The language lab radio was manufactured by the Hammarlund Company in the year 1950 abd was employed by the US Army, Navy, CIA and FBI for covert surveillance and signal interception. This radio played an integral role in the course of U.S. History and policy. The original selling price was $1,140 which in 2012 would be equivalent to approximately $9,000! The radio still fetches approximately $3,000 at auction. This was 65 pounds of electronic circuitry sensitive enough to pick up any signal transmitted by friend or foe. It was a very technologically advanced example of engineering. It was so vital to U.S. intelligence agencies that its manual included detailed instructions on how to destroy the unit with flame throwers or incendiary grenades in order to prevent enemy use.

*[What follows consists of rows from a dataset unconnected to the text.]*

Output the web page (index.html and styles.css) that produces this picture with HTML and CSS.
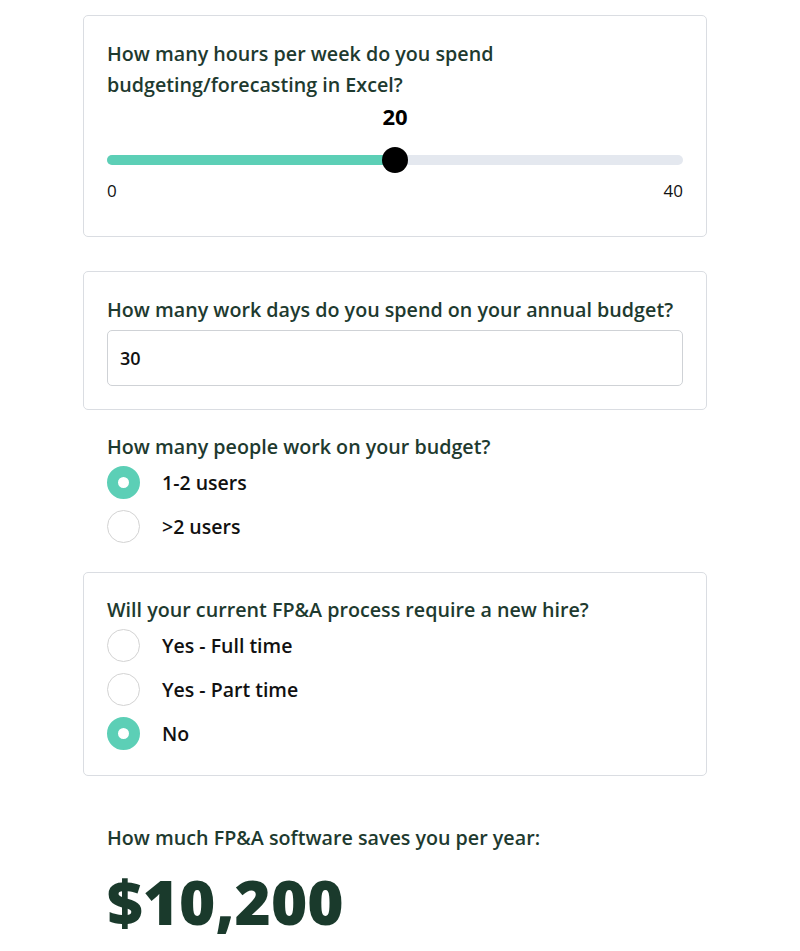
FILE: index.html
```html
<!DOCTYPE html>
<html lang="en">
<head>
  <meta charset="UTF-8" />
  <meta name="viewport" content="width=device-width, initial-scale=1.0" />
  <title>FP&amp;A Savings Calculator</title>
  <link rel="stylesheet" href="styles.css">
</head>
<body>
  <div class="calculator">
    <!-- Hours slider -->
    <div class="card card-hours">
      <div class="question">How many hours per week do you spend<br>budgeting/forecasting in Excel?</div>
      <div class="slider-value">20</div>
      <div class="slider">
        <div class="track">
          <div class="track-fill" style="width: 50%"></div>
        </div>
        <div class="thumb" style="left: 50%"></div>
      </div>
      <div class="slider-labels">
        <span>0</span>
        <span>40</span>
      </div>
    </div>

    <!-- Work days -->
    <div class="card card-days">
      <div class="question">How many work days do you spend on your annual budget?</div>
      <input class="text-input" type="text" value="30" />
    </div>

    <!-- People -->
    <div class="plain-group">
      <div class="question group-question">How many people work on your budget?</div>
      <label class="radio-row">
        <span class="radio checked"></span>
        <span>1-2 users</span>
      </label>
      <label class="radio-row">
        <span class="radio"></span>
        <span>&gt;2 users</span>
      </label>
    </div>

    <!-- New hire -->
    <div class="card card-hire">
      <div class="question group-question">Will your current FP&amp;A process require a new hire?</div>
      <label class="radio-row">
        <span class="radio"></span>
        <span>Yes - Full time</span>
      </label>
      <label class="radio-row">
        <span class="radio"></span>
        <span>Yes - Part time</span>
      </label>
      <label class="radio-row">
        <span class="radio checked"></span>
        <span>No</span>
      </label>
    </div>

    <div class="result">
      <div class="question">How much FP&amp;A software saves you per year:</div>
      <div class="amount">$10,200</div>
    </div>
  </div>
</body>
</html>
```

FILE: styles.css
```css
body {
  margin: 0;
  padding: 0;
  background: #fff;
  font-family: "Open Sans", "Noto Sans", sans-serif;
  color: #1e3a2f;
}

.calculator {
  width: 624px;
  margin: 15px 0 0 83px;
}

.card {
  border: 1px solid #dadde2;
  border-radius: 5px;
  padding: 22px 23px 33px 23px;
  margin-bottom: 34px;
}

.question {
  font-size: 19.7px;
  font-weight: 600;
  line-height: 31px;
  color: #1e3a2f;
}

.group-question {
  margin-bottom: -2px;
}

/* Slider */
.card-hours {
  padding-bottom: 33px;
}

.slider-value {
  margin-top: 2px;
  text-align: center;
  font-size: 22px;
  font-weight: 700;
  line-height: 28px;
  color: #000;
}

.slider {
  position: relative;
  height: 26px;
  margin-top: 17px;
  display: flex;
  align-items: center;
}

.track {
  width: 100%;
  height: 10px;
  border-radius: 5px;
  background: #e4e8ef;
  overflow: hidden;
}

.track-fill {
  height: 100%;
  background: #5ccfb6;
}

.thumb {
  position: absolute;
  top: 0;
  width: 26px;
  height: 26px;
  margin-left: -13px;
  border-radius: 50%;
  background: #000;
}

.slider-labels {
  display: flex;
  justify-content: space-between;
  margin-top: 6px;
  font-size: 17px;
  line-height: 24px;
  color: #111;
}

/* Work days input */
.card-days {
  padding-bottom: 23px;
  margin-bottom: 21px;
}

.text-input {
  display: block;
  box-sizing: border-box;
  width: 100%;
  height: 56px;
  margin-top: 5px;
  padding: 0 12px;
  border: 1px solid #cfd2d6;
  border-radius: 5px;
  font-family: inherit;
  font-size: 18px;
  font-weight: 600;
  color: #111;
  outline: none;
}

/* Radios */
.plain-group {
  padding: 0 24px;
  margin-bottom: 24px;
}

.radio-row {
  display: flex;
  align-items: center;
  height: 44px;
  font-size: 19.5px;
  font-weight: 600;
  color: #111;
  cursor: pointer;
}

.radio {
  box-sizing: border-box;
  width: 33px;
  height: 33px;
  margin-right: 22px;
  border-radius: 50%;
  border: 1.5px solid #d3d3d3;
  background: #fff;
}

.radio.checked {
  border: 11.5px solid #5ccfb6;
}

.card-hire {
  padding-top: 21px;
  padding-bottom: 20px;
}

/* Result */
.result {
  padding: 0 24px;
  margin-top: 46px;
}

.amount {
  margin-top: 12px;
  font-size: 62px;
  font-weight: 800;
  line-height: 72px;
  color: #1a3a2c;
}
```
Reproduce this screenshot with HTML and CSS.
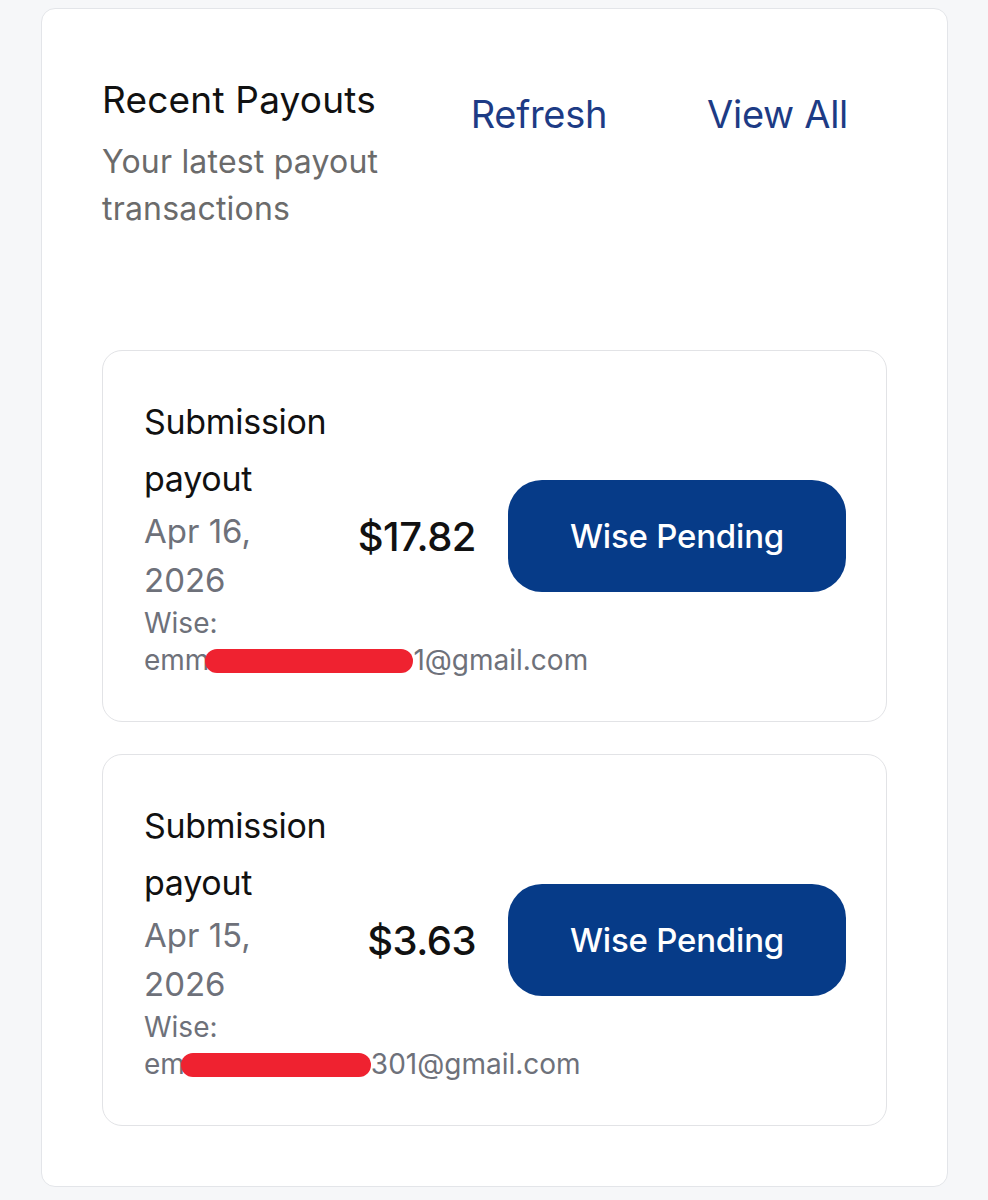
FILE: index.html
```html
<!DOCTYPE html>
<html>
 <head>
  <meta charset="utf-8">
  <title>Recent Payouts</title>
  <link rel="stylesheet" href="styles.css">
 </head>
 <body>
  <div class="panel">
   <div class="panel-head">
    <div class="head-text">
     <h2>Recent Payouts</h2>
     <p class="sub">Your latest payout transactions</p>
    </div>
    <a class="link" href="#">Refresh</a>
    <a class="link" href="#">View All</a>
   </div>

   <div class="payouts">
    <div class="payout">
     <div class="info">
      <div class="title">Submission payout</div>
      <div class="date">Apr 16, 2026</div>
      <div class="dest">Wise:<br><span class="email">emm<span class="redact r1"></span>1@gmail.com</span></div>
     </div>
     <div class="amount">$17.82</div>
     <div class="status">Wise Pending</div>
    </div>

    <div class="payout">
     <div class="info">
      <div class="title">Submission payout</div>
      <div class="date">Apr 15, 2026</div>
      <div class="dest">Wise:<br><span class="email">em<span class="redact r2"></span>301@gmail.com</span></div>
     </div>
     <div class="amount">$3.63</div>
     <div class="status">Wise Pending</div>
    </div>
   </div>
  </div>
 </body>
</html>
```

FILE: styles.css
```css
* { margin: 0; padding: 0; box-sizing: border-box; }
body { background: #f6f7f9; font-family: Inter, "Noto Sans", sans-serif; color: #111; padding: 8px 40px 0 41px; }
.panel { background: #fff; border: 1px solid #e3e5e9; border-radius: 14px; padding: 67px 60px 60px 60px; }
.panel-head { display: flex; align-items: flex-start; gap: 22px; }
.head-text { flex: 1 1 0; min-width: 0; }
.panel-head h2 { font-size: 37px; font-weight: 400; line-height: 48px; letter-spacing: 0.2px; }
.sub { font-size: 32px; line-height: 47px; color: #6b6b6b; margin-top: 14px; letter-spacing: 0.2px; }
.link { font-size: 38px; line-height: 48px; color: #1d3b85; text-decoration: none; padding: 14px 39px 0; letter-spacing: -0.3px; }
.payouts { display: flex; flex-direction: column; gap: 32px; margin-top: 118px; }
.payout { display: flex; align-items: center; gap: 32px; border: 1px solid #e2e3e6; border-radius: 20px; padding: 42px 40px 42px 41px; }
.info { flex: 1 1 0; min-width: 0; }
.title { font-size: 34px; line-height: 57px; letter-spacing: -0.3px; }
.date { font-size: 33px; line-height: 49px; color: #6e717a; }
.dest { font-size: 28px; line-height: 37px; color: #6e717a; white-space: nowrap; }
.redact { display: inline-block; height: 24px; background: #ef2230; border-radius: 12px; vertical-align: -3px; margin-left: -4px; }
.r1 { width: 208px; }
.r2 { width: 190px; }
.amount { font-size: 40px; font-weight: 500; letter-spacing: -0.5px; }
.status { width: 338px; height: 112px; border-radius: 34px; background: #063b88; color: #fff; font-size: 33px; font-weight: 500; display: flex; align-items: center; justify-content: center; letter-spacing: -0.2px; }
```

Adelphi has always employed every available resource for the benefit of a quality education. There is a kind of nostalgia associated with the radio receiver precisely because it was the best tool available at the time. Moreover, though originally designed for wartime use, it was transformed by Adelphi into an instrument promoting mutual understanding. The “old radio” is a symbol of Adelphi’s commitment to a standard of excellence and promotion of cultural exchange. The “old radio” is still in use today in my home study—it continues its flawless service for well over half a century.
The Department of Languages, Literatures and Cultures at Adelphi University similarly continues its commitment to facilitating international relations via constructive dialogue. The Department of Languages, Literatures and Cultures has as its objective the building of a global community founded upon progressive ideas and mutually beneficial action. The Language Resource Center is the next step in building towards such ideals, and its students are invited to envision a society not defined by conflict and aggression, but rather a spirit of cooperation and mutual advancement.